Exercise: Check every line of the entries below for the word "this", and copy the ones that have it.

Provided material:
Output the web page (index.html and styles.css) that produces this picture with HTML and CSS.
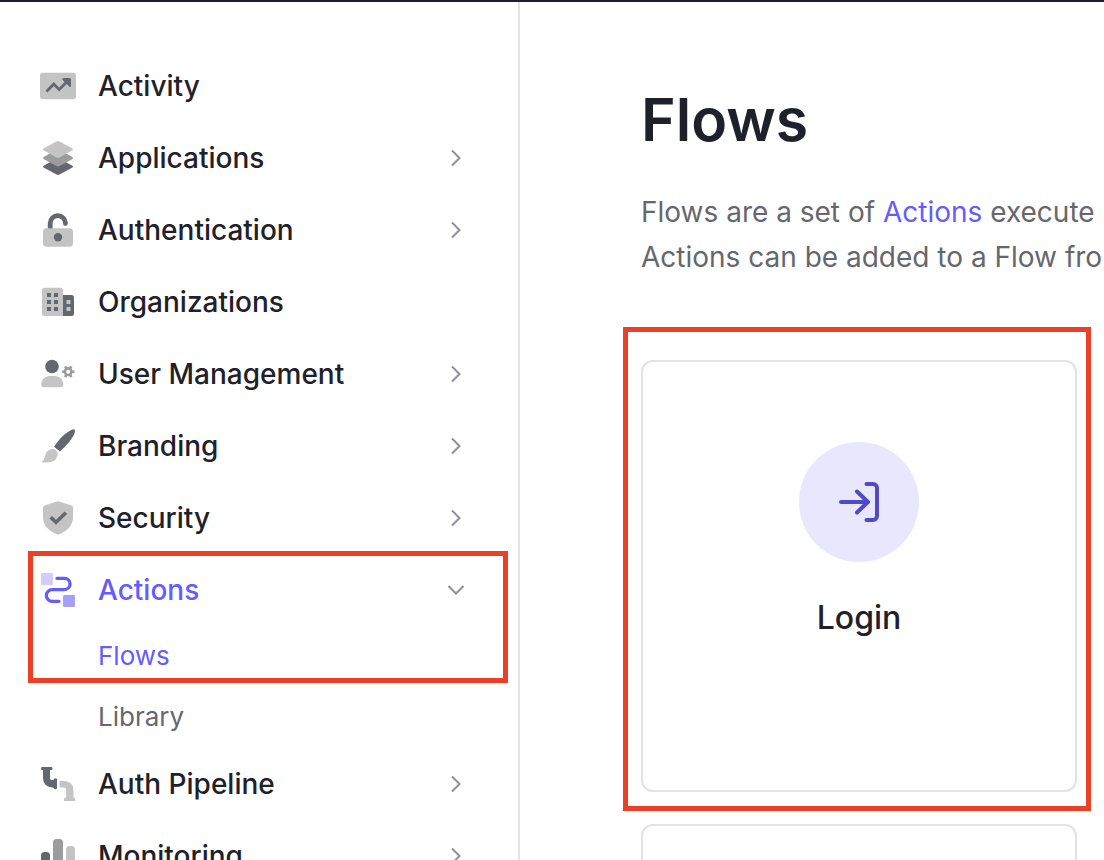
==
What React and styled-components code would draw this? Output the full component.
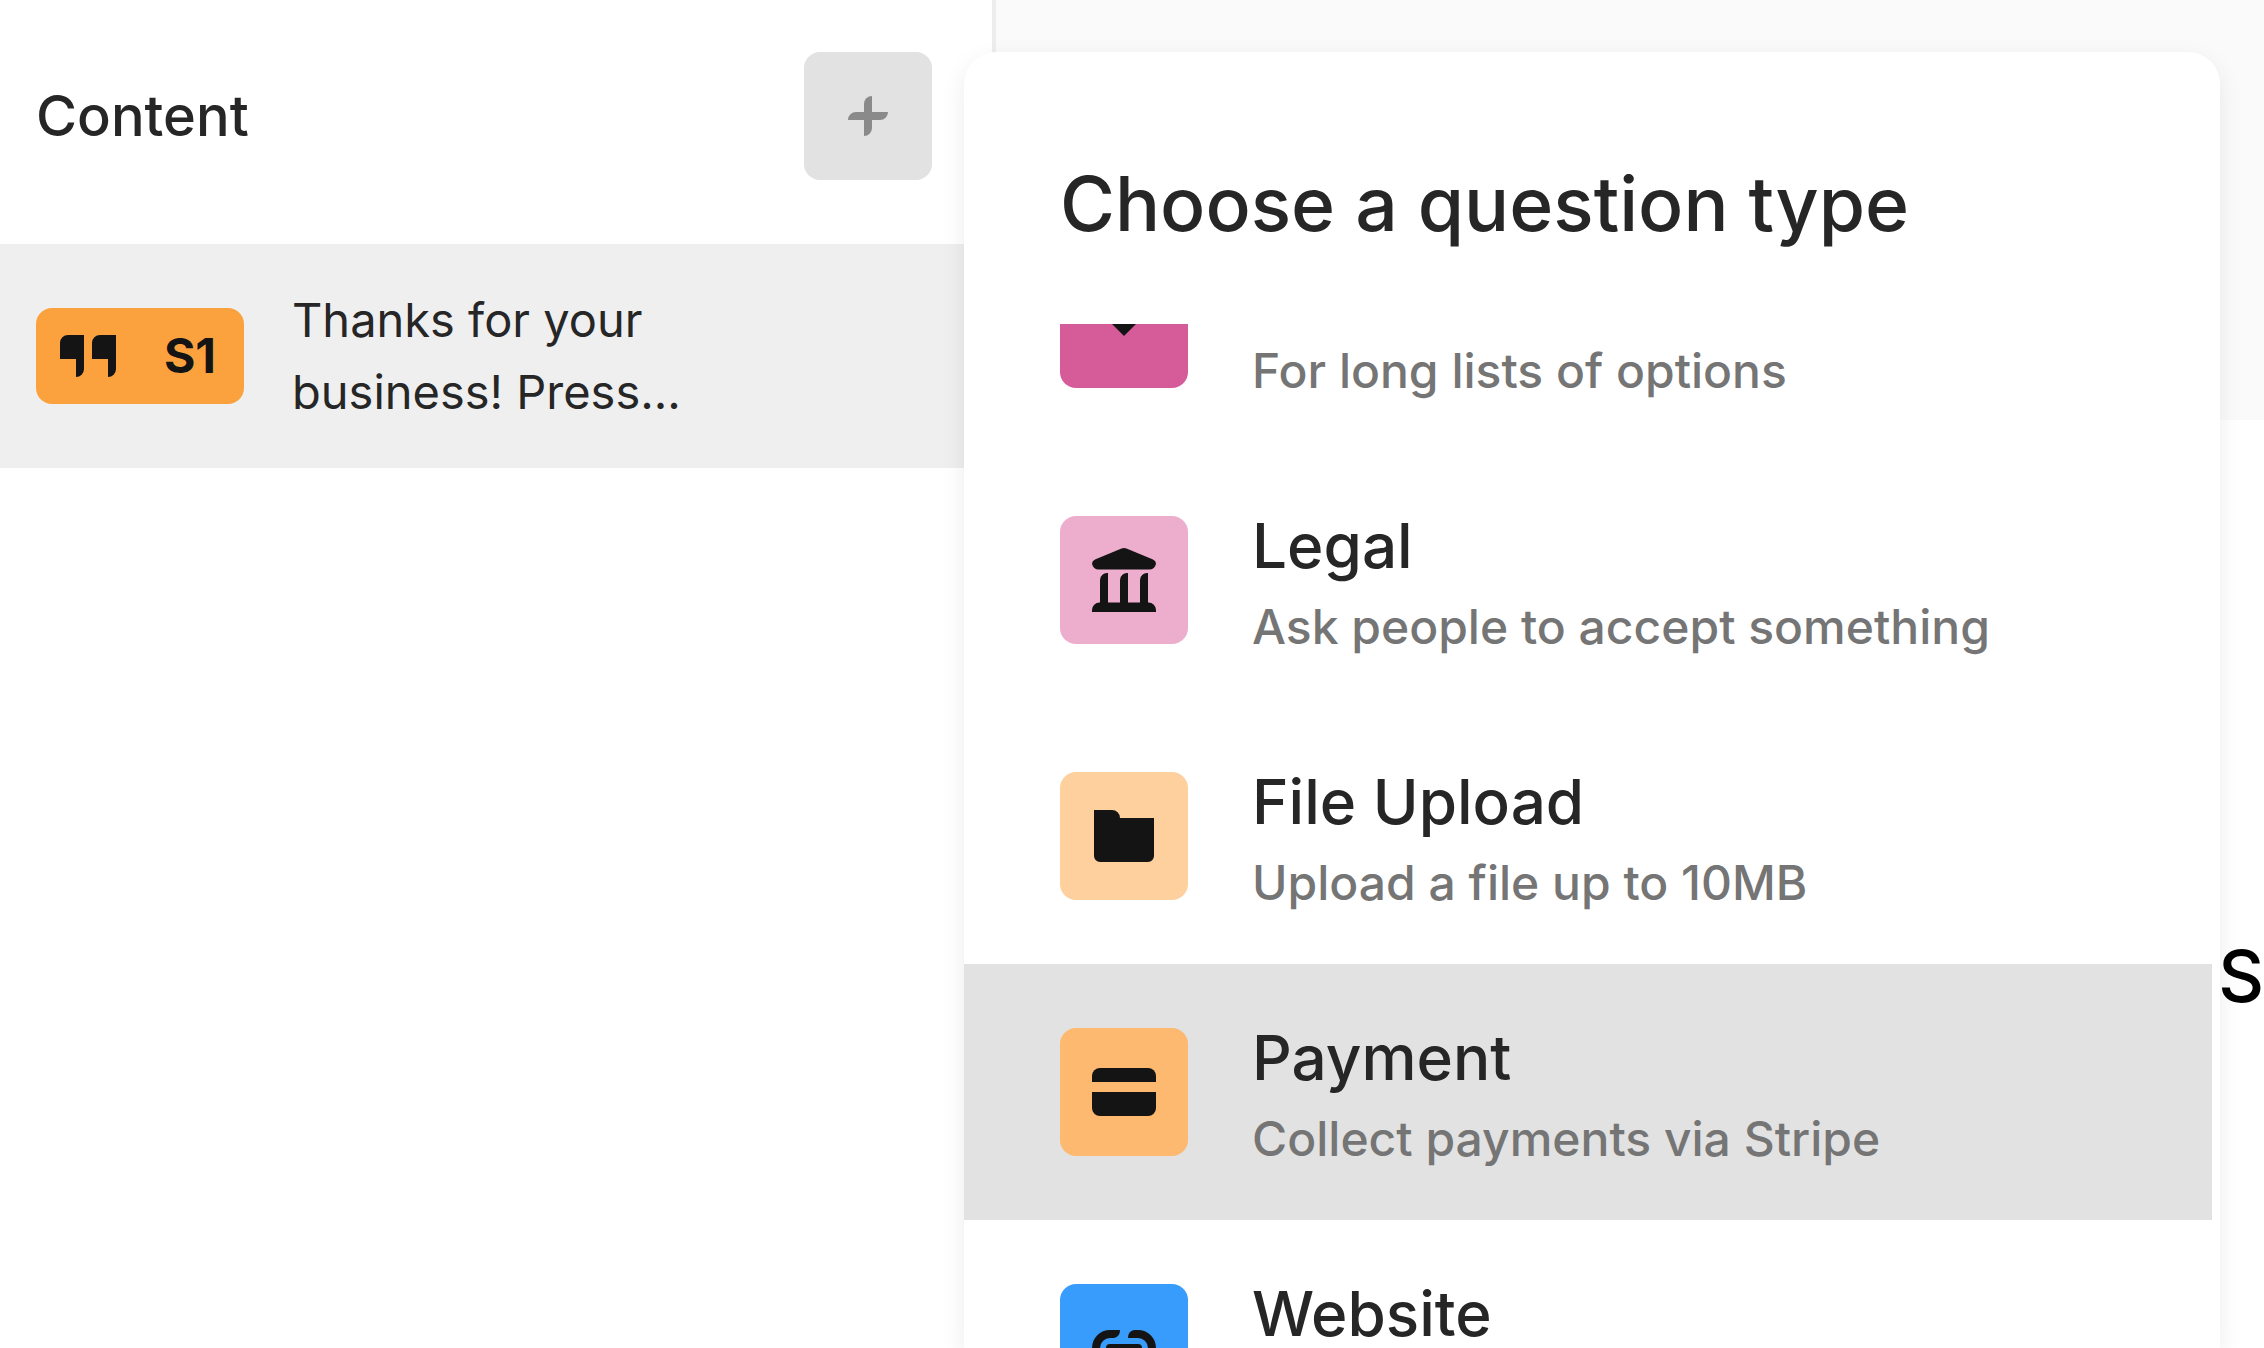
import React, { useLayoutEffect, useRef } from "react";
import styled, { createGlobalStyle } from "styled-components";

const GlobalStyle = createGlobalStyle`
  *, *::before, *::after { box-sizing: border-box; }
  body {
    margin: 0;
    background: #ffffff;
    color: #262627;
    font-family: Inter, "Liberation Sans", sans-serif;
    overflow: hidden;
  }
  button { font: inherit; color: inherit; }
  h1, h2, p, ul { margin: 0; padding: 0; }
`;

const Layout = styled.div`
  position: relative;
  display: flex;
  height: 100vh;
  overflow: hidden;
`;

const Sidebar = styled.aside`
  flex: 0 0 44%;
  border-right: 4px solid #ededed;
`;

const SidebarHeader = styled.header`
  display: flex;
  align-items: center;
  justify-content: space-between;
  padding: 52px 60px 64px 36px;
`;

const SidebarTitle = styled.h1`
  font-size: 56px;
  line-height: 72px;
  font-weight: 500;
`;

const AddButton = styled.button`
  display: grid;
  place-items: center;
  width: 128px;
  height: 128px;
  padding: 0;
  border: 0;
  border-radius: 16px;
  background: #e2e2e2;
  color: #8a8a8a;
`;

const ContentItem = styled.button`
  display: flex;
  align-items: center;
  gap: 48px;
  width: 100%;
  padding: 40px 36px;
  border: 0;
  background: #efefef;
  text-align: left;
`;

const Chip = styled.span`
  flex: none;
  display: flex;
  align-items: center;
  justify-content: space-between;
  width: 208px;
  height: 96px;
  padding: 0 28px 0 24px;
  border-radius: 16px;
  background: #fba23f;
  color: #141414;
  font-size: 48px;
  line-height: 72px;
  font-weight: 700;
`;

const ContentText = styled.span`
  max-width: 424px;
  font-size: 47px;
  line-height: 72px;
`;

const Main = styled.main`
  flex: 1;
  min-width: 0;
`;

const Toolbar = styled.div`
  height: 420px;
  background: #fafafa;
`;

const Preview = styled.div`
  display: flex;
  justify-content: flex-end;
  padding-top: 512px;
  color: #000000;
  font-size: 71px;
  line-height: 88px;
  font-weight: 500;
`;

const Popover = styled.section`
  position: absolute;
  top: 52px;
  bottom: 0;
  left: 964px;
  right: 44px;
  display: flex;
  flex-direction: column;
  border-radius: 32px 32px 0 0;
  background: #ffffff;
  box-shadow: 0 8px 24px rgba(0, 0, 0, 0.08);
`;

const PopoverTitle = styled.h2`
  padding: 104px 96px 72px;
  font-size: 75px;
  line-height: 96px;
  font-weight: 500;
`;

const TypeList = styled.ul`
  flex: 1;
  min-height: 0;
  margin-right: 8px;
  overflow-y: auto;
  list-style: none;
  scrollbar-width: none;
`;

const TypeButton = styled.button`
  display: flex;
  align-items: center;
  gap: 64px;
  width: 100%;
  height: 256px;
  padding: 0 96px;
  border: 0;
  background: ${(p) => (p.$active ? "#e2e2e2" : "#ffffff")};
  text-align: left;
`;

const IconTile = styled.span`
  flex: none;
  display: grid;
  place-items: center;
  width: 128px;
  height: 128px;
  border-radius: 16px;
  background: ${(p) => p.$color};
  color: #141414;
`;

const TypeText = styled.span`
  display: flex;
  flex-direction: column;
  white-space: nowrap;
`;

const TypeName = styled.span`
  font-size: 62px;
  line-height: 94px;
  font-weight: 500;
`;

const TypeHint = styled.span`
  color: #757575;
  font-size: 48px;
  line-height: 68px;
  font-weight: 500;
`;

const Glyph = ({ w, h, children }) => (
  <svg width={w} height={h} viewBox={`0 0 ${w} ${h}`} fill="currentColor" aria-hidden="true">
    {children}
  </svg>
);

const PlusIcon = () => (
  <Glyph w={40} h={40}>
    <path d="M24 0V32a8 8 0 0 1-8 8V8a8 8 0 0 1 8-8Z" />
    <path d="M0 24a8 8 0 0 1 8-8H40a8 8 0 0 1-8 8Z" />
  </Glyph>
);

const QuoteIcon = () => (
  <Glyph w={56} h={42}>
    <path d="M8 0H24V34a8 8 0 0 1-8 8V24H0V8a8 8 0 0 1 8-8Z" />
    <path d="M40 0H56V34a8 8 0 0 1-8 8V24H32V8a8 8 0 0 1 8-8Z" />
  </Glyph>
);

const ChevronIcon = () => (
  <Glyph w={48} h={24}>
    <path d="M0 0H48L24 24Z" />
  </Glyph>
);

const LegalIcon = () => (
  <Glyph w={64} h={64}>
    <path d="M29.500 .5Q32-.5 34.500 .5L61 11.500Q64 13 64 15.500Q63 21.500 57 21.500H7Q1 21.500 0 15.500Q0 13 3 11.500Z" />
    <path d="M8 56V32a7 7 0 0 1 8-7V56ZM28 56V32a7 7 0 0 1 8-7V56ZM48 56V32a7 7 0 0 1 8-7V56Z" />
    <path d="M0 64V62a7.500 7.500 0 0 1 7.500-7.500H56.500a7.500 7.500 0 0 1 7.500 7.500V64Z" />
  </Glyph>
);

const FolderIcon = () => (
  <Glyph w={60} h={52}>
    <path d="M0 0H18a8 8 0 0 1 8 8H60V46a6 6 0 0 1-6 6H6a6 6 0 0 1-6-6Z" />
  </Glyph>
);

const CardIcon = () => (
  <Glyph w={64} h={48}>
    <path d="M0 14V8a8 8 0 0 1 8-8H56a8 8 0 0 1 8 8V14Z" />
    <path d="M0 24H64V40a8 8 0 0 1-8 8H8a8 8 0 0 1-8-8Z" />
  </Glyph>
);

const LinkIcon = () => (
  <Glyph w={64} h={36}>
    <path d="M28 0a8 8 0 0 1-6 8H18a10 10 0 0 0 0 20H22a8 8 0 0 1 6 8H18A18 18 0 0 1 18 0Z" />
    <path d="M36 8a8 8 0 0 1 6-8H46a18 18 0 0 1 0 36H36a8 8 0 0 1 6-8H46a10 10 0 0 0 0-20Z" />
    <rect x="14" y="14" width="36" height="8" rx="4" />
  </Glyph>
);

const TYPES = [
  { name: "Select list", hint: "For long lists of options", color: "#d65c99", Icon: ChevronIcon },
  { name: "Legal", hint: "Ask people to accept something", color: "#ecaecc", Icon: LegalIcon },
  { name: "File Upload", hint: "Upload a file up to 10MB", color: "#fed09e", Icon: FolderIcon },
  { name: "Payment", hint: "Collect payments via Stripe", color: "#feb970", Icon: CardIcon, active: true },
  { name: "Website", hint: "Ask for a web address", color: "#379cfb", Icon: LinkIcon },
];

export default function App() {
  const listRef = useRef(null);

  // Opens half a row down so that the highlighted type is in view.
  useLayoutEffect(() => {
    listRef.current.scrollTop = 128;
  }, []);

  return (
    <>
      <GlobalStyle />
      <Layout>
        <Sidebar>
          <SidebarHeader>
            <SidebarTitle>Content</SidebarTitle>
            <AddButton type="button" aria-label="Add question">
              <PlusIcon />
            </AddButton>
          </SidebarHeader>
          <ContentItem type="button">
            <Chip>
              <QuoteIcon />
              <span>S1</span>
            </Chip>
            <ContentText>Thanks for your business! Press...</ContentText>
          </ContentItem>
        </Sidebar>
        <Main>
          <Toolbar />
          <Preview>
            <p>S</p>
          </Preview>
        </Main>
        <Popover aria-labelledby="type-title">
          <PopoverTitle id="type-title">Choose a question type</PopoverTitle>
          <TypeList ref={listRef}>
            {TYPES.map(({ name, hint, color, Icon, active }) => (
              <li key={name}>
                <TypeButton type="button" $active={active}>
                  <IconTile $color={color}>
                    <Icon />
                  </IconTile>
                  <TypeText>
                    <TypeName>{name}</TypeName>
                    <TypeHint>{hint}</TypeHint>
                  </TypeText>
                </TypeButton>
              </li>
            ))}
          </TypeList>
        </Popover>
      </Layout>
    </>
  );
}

Right answer:
Output the web page (index.html and styles.css) that produces this picture with HTML and CSS.
What React and styled-components code would draw this? Output the full component.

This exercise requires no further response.